## TASK TO COMPLETE
Find the lines below that contain the string "this". Copy each one.
────────────────
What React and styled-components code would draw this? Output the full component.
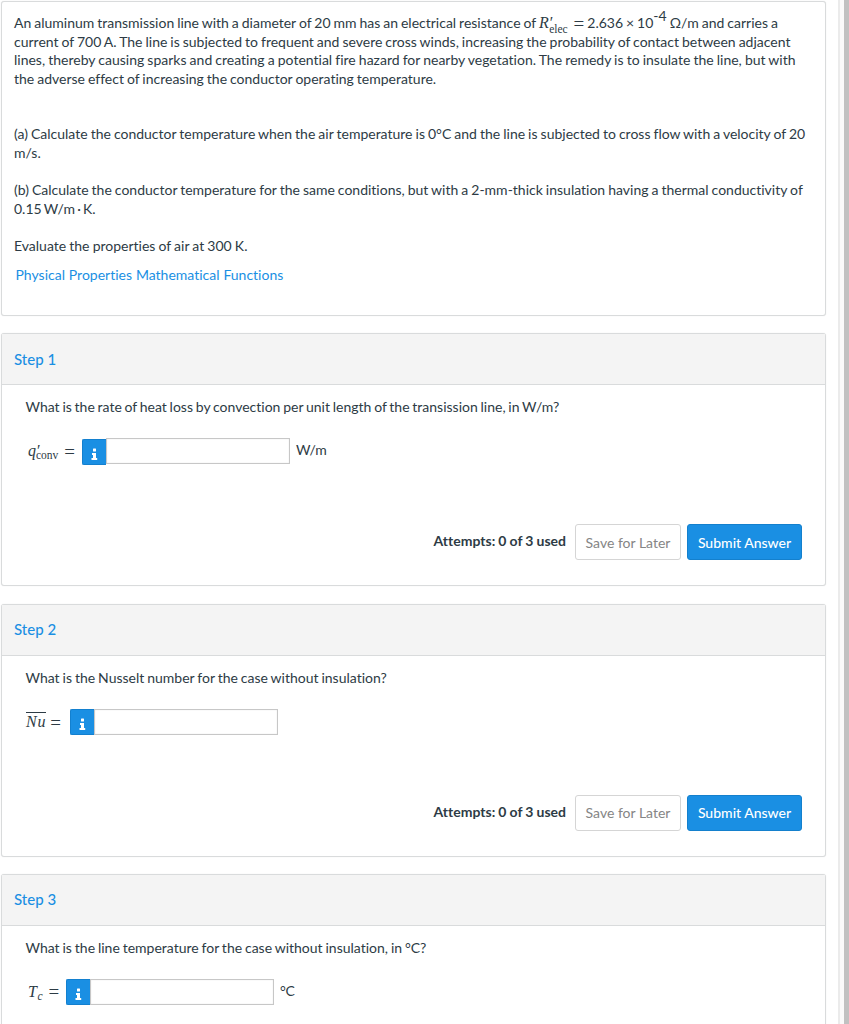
import React from 'react';
import styled, { createGlobalStyle } from 'styled-components';

/**Style */

const GlobalStyle = createGlobalStyle`
* {
    box-sizing: border-box;
}
body {
    margin: 0;
    background: #fff;
    color: #2d3b45;
    font-family: Lato, "Liberation Sans", sans-serif;
    font-size: 14px;
    font-variant-ligatures: no-common-ligatures;
    overflow: hidden;
}
`

const StylePage = styled.div`
display: flex;
justify-content: space-between;
height: 1024px;
overflow: hidden;
`

const StyleContent = styled.main`
display: flex;
flex-direction: column;
gap: 17.3px;
width: 826px;
padding: 1px 0 0 1px;
`

const StyleTrack = styled.div`
width: 11px;
border-left: 2px solid #ebebeb;
border-right: 5px solid #c1c1c1;
background: #fafafa;
`

const StyleCard = styled.section`
flex: none;
height: ${(props) => props.$height}px;
border: 1px solid #d9dbdc;
border-radius: 3px;
box-shadow: 0 0 1px #d9dbdc;
background: #fff;
`

const StyleProblem = styled.div`
padding: 12px 12px 0;
`

const StyleParagraph = styled.div`
margin-bottom: ${(props) => props.$space}px;
`

const StyleLine = styled.div`
height: 18.6px;
line-height: 18.6px;
white-space: pre;
word-spacing: ${(props) => props.$gap || -0.6}px;
`

const StyleLink = styled.a`
display: block;
padding-left: 1.5px;
color: #1a8fe3;
line-height: 19px;
word-spacing: 0.3px;
`

const StyleMath = styled.span`
font-family: "Liberation Serif", serif;
font-size: 16px;
font-style: italic;
line-height: 0;
`

const StyleEquals = styled.span`
font-family: "Liberation Serif", serif;
font-size: 19px;
font-style: normal;
line-height: 0;
vertical-align: -1.5px;
margin-left: ${(props) => props.$shift || 0}px;
`

const StyleSub = styled.sub`
font-size: 11.5px;
font-style: ${(props) => (props.$italic ? 'italic' : 'normal')};
line-height: 0;
vertical-align: ${(props) => props.$drop || -3}px;
margin-left: ${(props) => props.$shift || 0}px;
`

const StyleSup = styled.sup`
font-size: 14px;
line-height: 0;
vertical-align: 7px;
`

const StyleBar = styled.span`
border-top: 1px solid #2d3b45;
line-height: 14px;
letter-spacing: 0.8px;
`

const StyleHeader = styled.header`
display: flex;
align-items: center;
height: 51px;
padding: 0 0 1px 12px;
border-bottom: 1px solid #d9dbdc;
background: #f4f4f4;
color: #1a8fe3;
font-size: 15px;
font-weight: 500;
`

const StyleQuestion = styled.p`
margin: 0;
padding: 13px 24px 0 23.5px;
line-height: 18px;
word-spacing: ${(props) => props.$gap || -0.65}px;
`

const StyleAnswer = styled.div`
display: flex;
align-items: center;
height: 26px;
margin-top: 22px;
padding-left: 24px;
`

const StyleLabel = styled.div`
width: ${(props) => props.$width}px;
padding-left: ${(props) => props.$indent || 0}px;
white-space: nowrap;
line-height: 26px;
`

const StyleInfo = styled.button`
display: flex;
justify-content: center;
width: 23.5px;
height: 26px;
margin-top: 1px;
padding: 8px 0 0;
border: 1px solid #1380cf;
border-right: 0;
border-radius: 2px 0 0 2px;
background: #1a8fe3;
`

const StyleInput = styled.input`
width: 184px;
height: 26px;
border: 1.5px solid #c7c7c7;
box-shadow: inset 0 0 1px #c7c7c7;
background: #fff;
outline: none;
`

const StyleUnit = styled.span`
padding-left: 6.5px;
line-height: 22px;
margin-top: -2px;
letter-spacing: -0.3px;
`

const StyleFooter = styled.footer`
display: flex;
align-items: center;
justify-content: flex-end;
margin-top: 60px;
padding-right: 23px;
`

const StyleAttempts = styled.strong`
margin: -3px 9px 0 0;
font-weight: 700;
word-spacing: -0.3px;
`

const StyleButton = styled.button`
width: ${(props) => props.$width}px;
height: 36px;
padding: 0;
border: 1px solid ${(props) => (props.$primary ? '#1480cd' : '#d5d5d5')};
border-radius: 3px;
background: ${(props) => (props.$primary ? '#1a8fe3' : '#fff')};
color: ${(props) => (props.$primary ? '#fff' : '#858585')};
font: ${(props) => (props.$primary ? 500 : 400)} 14px Lato, sans-serif;
margin-left: ${(props) => (props.$primary ? 6 : 0)}px;
`
/****/

function InfoIcon() {
    return (
        <svg width="7" height="13" viewBox="0 0 7 13" fill="#fff">
            <rect x="2" y="0.5" width="3" height="3" rx="0.5" />
            <path d="M1 5h4v5h1.2v2H.5v-2H2V7H1z" />
        </svg>
    )
}

function Step({ number, question, gap, label, labelWidth, indent, unit }) {
    return (
        <StyleCard $height={253}>
            <StyleHeader>Step {number}</StyleHeader>
            <StyleQuestion $gap={gap}>{question}</StyleQuestion>
            <StyleAnswer>
                <StyleLabel $width={labelWidth} $indent={indent}>{label}</StyleLabel>
                <StyleInfo aria-label="Info"><InfoIcon /></StyleInfo>
                <StyleInput />
                {unit && <StyleUnit>{unit}</StyleUnit>}
            </StyleAnswer>
            <StyleFooter>
                <StyleAttempts>Attempts: 0 of 3 used</StyleAttempts>
                <StyleButton $width={106}>Save for Later</StyleButton>
                <StyleButton $width={115} $primary>Submit Answer</StyleButton>
            </StyleFooter>
        </StyleCard>
    )
}

export default function App() {
    return (
        <>
            <GlobalStyle />
            <StylePage>
                <StyleContent>
                    <StyleCard $height={315}>
                        <StyleProblem>
                            <StyleParagraph $space={37}>
                                <StyleLine $gap={-0.63}>
                                    An aluminum transmission line with a diameter of 20 mm has an electrical resistance of{' '}
                                    <StyleMath>R′<StyleSub $shift={-3} $drop={-5}>elec</StyleSub></StyleMath>
                                    {'  '}<StyleEquals>=</StyleEquals> 2.636 × 10<StyleSup>-4</StyleSup> Ω/m and carries a
                                </StyleLine>
                                <StyleLine>current of 700 A. The line is subjected to frequent and severe cross winds, increasing the probability of contact between adjacent</StyleLine>
                                <StyleLine $gap={-0.47}>lines, thereby causing sparks and creating a potential fire hazard for nearby vegetation. The remedy is to insulate the line, but with</StyleLine>
                                <StyleLine>the adverse effect of increasing the conductor operating temperature.</StyleLine>
                            </StyleParagraph>
                            <StyleParagraph $space={18.6}>
                                <StyleLine $gap={-0.55}>(a) Calculate the conductor temperature when the air temperature is 0°C and the line is subjected to cross flow with a velocity of 20</StyleLine>
                                <StyleLine>m/s.</StyleLine>
                            </StyleParagraph>
                            <StyleParagraph $space={18.6}>
                                <StyleLine $gap={-0.57}>(b) Calculate the conductor temperature for the same conditions, but with a 2-mm-thick insulation having a thermal conductivity of</StyleLine>
                                <StyleLine $gap={-1.4}>0.15 W/m · K.</StyleLine>
                            </StyleParagraph>
                            <StyleParagraph $space={9}>
                                <StyleLine $gap={-0.45}>Evaluate the properties of air at 300 K.</StyleLine>
                            </StyleParagraph>
                            <StyleLink>Physical Properties Mathematical Functions</StyleLink>
                        </StyleProblem>
                    </StyleCard>
                    <Step
                        number={1}
                        gap={-0.82}
                        question="What is the rate of heat loss by convection per unit length of the transission line, in W/m?"
                        label={<StyleMath>q′<StyleSub $shift={-3.5}>conv</StyleSub> <StyleEquals $shift={2}>=</StyleEquals></StyleMath>}
                        labelWidth={56}
                        indent={2}
                        unit="W/m"
                    />
                    <Step
                        number={2}
                        question="What is the Nusselt number for the case without insulation?"
                        label={<StyleMath><StyleBar>Nu</StyleBar> <StyleEquals>=</StyleEquals></StyleMath>}
                        labelWidth={44}
                    />
                    <Step
                        number={3}
                        gap={-0.7}
                        question="What is the line temperature for the case without insulation, in °C?"
                        label={<StyleMath>T<StyleSub $italic $shift={0.5}>c</StyleSub> <StyleEquals $shift={2}>=</StyleEquals></StyleMath>}
                        labelWidth={40}
                        indent={2}
                        unit="°C"
                    />
                </StyleContent>
                <StyleTrack />
            </StylePage>
        </>
    );
}
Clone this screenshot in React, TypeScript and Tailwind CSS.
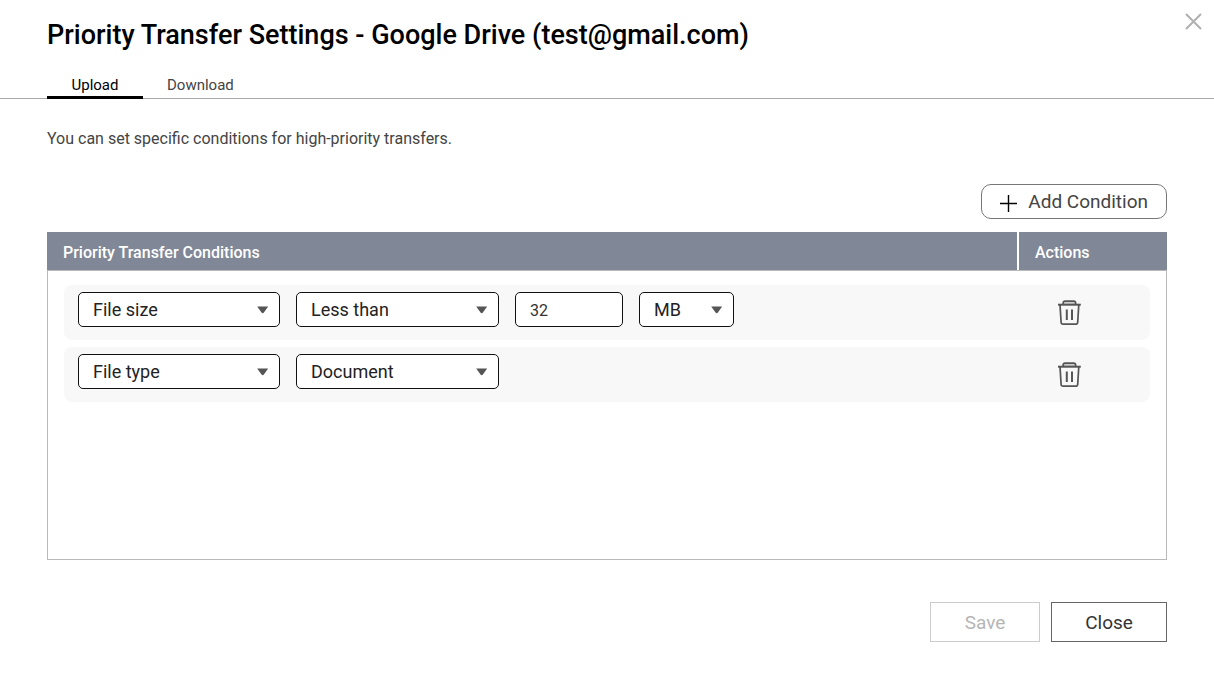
────────────────
## OUTPUT OF THE EXERCISE
What React and styled-components code would draw this? Output the full component.
Clone this screenshot in React, TypeScript and Tailwind CSS.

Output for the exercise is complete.